[Required task] Leave out every picture, then output exactly the lines between the ones holding "Write the React, TypeScript" and "import React from 'react'", inclusive, and nothing beyond them.

[Data listing]
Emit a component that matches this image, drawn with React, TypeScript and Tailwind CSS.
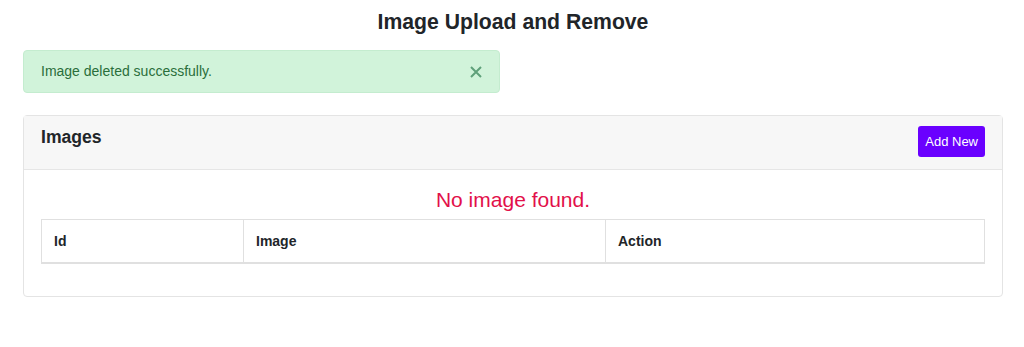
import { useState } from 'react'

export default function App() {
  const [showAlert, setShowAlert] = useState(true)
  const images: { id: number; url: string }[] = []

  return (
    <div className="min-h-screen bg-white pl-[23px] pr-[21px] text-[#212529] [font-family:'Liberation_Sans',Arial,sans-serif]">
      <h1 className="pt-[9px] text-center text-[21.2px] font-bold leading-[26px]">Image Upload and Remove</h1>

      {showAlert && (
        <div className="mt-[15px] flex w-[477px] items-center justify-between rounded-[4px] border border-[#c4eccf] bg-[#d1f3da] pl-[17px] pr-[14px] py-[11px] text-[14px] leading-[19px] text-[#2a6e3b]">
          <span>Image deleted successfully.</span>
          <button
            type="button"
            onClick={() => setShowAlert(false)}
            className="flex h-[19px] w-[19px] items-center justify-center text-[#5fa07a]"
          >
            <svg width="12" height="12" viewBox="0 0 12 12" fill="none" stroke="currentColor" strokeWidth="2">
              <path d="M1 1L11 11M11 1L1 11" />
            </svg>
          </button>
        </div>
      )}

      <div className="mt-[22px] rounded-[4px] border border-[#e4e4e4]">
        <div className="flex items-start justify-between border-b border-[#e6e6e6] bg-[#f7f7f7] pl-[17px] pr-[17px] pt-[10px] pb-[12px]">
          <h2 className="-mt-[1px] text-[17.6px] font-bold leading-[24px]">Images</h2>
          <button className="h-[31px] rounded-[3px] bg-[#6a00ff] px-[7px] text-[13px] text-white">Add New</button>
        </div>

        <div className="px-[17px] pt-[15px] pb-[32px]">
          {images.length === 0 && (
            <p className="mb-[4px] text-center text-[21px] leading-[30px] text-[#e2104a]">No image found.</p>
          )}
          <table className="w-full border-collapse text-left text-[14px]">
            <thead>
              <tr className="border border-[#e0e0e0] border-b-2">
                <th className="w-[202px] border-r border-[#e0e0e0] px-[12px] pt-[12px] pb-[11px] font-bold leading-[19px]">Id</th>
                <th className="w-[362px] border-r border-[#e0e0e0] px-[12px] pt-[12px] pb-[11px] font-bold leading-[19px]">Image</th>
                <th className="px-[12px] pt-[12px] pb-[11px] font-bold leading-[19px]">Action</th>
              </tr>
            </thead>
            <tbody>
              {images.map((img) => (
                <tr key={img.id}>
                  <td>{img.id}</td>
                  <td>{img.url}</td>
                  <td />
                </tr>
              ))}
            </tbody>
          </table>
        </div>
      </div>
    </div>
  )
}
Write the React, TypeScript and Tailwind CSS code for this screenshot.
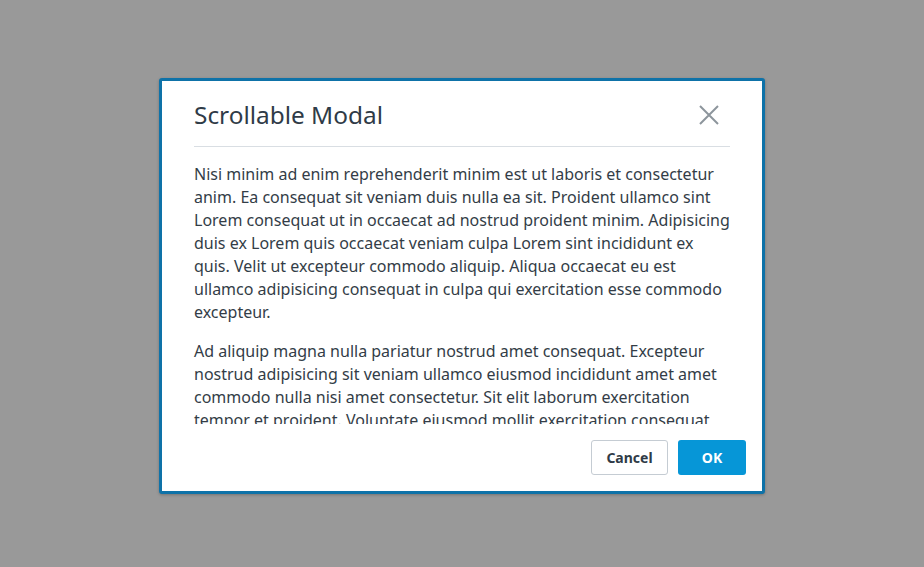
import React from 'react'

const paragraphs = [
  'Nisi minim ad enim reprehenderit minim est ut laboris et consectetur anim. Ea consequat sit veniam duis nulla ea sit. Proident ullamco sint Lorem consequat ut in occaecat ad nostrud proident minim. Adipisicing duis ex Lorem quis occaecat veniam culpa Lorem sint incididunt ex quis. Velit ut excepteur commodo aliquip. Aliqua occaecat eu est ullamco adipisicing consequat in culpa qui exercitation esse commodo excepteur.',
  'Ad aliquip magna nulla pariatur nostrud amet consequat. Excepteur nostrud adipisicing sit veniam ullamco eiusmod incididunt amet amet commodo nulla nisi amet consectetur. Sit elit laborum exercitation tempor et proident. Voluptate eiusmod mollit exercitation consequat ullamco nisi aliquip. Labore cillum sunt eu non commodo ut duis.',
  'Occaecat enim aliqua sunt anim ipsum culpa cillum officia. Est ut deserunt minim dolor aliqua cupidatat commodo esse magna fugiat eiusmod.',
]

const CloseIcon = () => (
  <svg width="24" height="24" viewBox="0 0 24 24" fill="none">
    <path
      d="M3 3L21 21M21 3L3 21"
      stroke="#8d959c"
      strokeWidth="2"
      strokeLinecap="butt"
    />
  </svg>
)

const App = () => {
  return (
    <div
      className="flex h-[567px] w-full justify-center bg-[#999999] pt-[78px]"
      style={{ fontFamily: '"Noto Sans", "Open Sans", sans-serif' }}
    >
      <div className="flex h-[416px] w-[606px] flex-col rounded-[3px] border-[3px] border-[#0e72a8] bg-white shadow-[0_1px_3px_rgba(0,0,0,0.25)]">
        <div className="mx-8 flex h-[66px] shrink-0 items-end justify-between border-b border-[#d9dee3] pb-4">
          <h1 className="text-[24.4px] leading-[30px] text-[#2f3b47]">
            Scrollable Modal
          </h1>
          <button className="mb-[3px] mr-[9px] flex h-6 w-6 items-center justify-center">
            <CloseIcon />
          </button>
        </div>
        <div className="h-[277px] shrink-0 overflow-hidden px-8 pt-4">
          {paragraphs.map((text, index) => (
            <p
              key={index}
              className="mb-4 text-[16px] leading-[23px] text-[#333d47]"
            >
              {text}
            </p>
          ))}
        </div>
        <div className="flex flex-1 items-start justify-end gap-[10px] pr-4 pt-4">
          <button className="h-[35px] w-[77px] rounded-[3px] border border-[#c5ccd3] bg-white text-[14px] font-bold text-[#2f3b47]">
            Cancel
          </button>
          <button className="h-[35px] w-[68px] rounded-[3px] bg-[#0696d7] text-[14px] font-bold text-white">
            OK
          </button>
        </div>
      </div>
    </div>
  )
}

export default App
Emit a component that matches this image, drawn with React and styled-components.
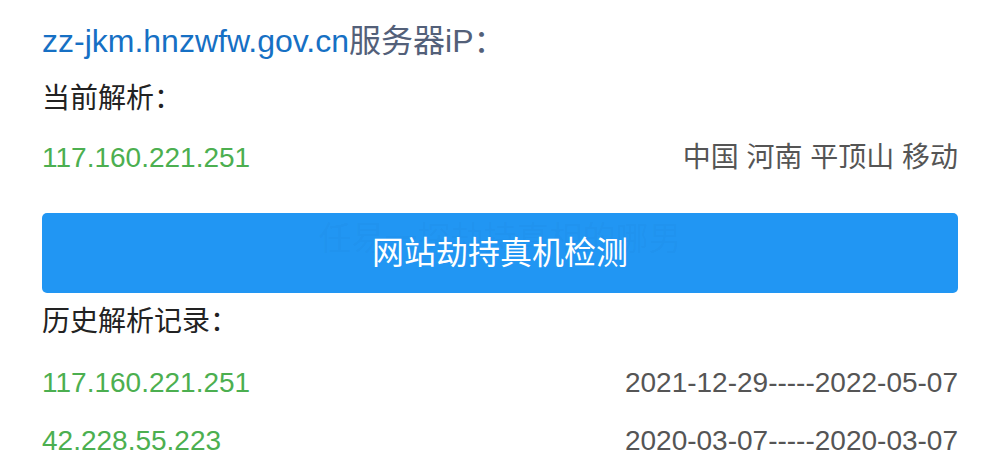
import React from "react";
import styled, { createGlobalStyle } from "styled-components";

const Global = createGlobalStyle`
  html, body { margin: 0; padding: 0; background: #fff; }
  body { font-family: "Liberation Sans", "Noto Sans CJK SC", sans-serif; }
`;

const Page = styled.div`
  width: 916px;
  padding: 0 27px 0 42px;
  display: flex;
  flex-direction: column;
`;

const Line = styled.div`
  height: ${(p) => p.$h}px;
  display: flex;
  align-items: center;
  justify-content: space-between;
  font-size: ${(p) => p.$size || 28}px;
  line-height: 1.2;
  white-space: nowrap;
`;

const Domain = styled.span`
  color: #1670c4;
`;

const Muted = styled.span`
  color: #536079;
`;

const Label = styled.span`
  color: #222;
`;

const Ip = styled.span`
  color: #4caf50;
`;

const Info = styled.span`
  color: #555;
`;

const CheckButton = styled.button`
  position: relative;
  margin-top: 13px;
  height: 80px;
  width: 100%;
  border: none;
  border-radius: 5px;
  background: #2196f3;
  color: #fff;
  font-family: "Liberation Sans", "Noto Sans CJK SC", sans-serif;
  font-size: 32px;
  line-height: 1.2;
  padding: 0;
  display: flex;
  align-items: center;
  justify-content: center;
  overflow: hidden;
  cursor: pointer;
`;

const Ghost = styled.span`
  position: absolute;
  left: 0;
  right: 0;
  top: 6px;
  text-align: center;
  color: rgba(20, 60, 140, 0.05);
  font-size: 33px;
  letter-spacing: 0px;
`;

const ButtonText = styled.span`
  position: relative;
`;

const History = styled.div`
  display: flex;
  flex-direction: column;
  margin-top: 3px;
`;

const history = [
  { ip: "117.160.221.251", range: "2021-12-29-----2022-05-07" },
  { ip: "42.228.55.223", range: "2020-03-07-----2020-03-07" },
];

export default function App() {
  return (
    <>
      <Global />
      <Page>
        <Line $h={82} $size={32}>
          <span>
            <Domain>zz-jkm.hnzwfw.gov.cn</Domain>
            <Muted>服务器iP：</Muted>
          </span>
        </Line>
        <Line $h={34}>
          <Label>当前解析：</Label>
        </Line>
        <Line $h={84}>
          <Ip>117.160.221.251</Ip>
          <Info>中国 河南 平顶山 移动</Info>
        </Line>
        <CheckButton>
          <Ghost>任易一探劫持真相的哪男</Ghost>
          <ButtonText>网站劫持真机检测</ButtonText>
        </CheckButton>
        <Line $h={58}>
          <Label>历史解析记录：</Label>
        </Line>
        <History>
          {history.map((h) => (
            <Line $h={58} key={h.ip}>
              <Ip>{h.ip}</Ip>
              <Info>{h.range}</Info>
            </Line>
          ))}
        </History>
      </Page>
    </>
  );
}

[Answer for this exercise]
Write the React, TypeScript and Tailwind CSS code for this screenshot.
import React from 'react'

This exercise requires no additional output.